Robert Satloff: The End of the Forty-Year Peace Between Israel and Arab States
Robert Satloff is executive director of The Washington Institute for Near East Policy.
Even before Gaza fell silent the other week, the blogosphere was full of lists of “winners and losers” of the mini-war that helpfully came to a halt before ruining Thanksgiving dinner. In one article after another, the big winner was Egypt’s President Muhammad Morsi, followed by the leaders of Hamas, and maybe Israeli Prime Minister Benjamin Netanyahu; the big loser was Palestinian Authority president Mahmoud Abbas, followed by Turkish Prime Minister Recep Tayyip Erdogan, and maybe Netanyahu.

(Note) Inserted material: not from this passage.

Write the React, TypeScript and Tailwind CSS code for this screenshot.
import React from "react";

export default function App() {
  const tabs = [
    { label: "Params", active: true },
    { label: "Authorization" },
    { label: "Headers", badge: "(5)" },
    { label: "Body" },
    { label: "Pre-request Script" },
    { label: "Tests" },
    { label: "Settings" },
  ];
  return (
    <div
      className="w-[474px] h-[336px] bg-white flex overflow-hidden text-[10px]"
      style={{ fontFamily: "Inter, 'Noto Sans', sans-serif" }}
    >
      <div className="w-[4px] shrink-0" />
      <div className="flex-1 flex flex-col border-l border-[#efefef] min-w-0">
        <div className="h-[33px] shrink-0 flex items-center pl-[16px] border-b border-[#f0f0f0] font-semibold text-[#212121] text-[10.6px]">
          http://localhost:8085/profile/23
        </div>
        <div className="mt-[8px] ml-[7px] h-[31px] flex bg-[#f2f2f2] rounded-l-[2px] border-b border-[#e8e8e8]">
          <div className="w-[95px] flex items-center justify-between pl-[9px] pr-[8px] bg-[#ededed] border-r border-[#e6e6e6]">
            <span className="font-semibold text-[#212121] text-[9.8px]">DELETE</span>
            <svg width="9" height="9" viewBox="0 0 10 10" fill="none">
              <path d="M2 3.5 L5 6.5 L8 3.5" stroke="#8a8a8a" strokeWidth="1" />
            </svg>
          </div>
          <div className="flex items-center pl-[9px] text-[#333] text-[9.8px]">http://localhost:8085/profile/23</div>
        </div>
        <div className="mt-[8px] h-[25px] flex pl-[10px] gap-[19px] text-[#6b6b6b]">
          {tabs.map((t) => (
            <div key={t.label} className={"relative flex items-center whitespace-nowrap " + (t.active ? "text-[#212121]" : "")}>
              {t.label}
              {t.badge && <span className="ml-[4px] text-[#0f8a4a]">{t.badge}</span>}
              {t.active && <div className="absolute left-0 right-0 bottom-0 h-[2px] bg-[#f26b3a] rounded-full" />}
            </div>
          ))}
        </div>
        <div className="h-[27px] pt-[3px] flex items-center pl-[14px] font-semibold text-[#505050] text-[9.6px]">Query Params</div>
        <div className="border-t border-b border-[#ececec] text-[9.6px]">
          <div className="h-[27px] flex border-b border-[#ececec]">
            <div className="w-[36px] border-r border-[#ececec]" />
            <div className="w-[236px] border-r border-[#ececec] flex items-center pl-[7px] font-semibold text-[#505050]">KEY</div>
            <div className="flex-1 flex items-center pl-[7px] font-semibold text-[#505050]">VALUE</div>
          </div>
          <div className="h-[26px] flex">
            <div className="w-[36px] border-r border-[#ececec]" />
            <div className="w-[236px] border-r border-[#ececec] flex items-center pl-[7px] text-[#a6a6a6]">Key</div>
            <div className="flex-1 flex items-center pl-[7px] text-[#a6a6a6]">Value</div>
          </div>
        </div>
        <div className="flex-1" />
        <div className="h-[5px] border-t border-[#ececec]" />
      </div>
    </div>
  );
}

Titillating though it may be, this focus on personality politics missed the larger significance of the Gaza conflict as the beginning of a new era in the Middle East—one defined by the end of the region’s forty-year peace.
Don’t blame yourself if you didn’t realize that the Middle East has enjoyed four decades of peace. But that is precisely what has transpired between Israel and Arab states since the Yom Kippur War of 1973. In its first twenty-five years of independence, Israel was characterized by multi-state war with intermittent bouts of unsuccessful diplomacy. Six Arab armies invaded Israel in 1948; Israel fought four Arab armies in June 1967; twelve Arab armies participated in the 1973 war. In the forty years since, Israel has fought no wars against an Arab state, and its history has been characterized by frequently successful diplomacy with intermittent bouts of terrorism and asymmetric war against non-state actors.
The difference between these two realities may not be great to the grieving mother, the widowed wife, or the orphaned child, but the difference is profound in strategic terms...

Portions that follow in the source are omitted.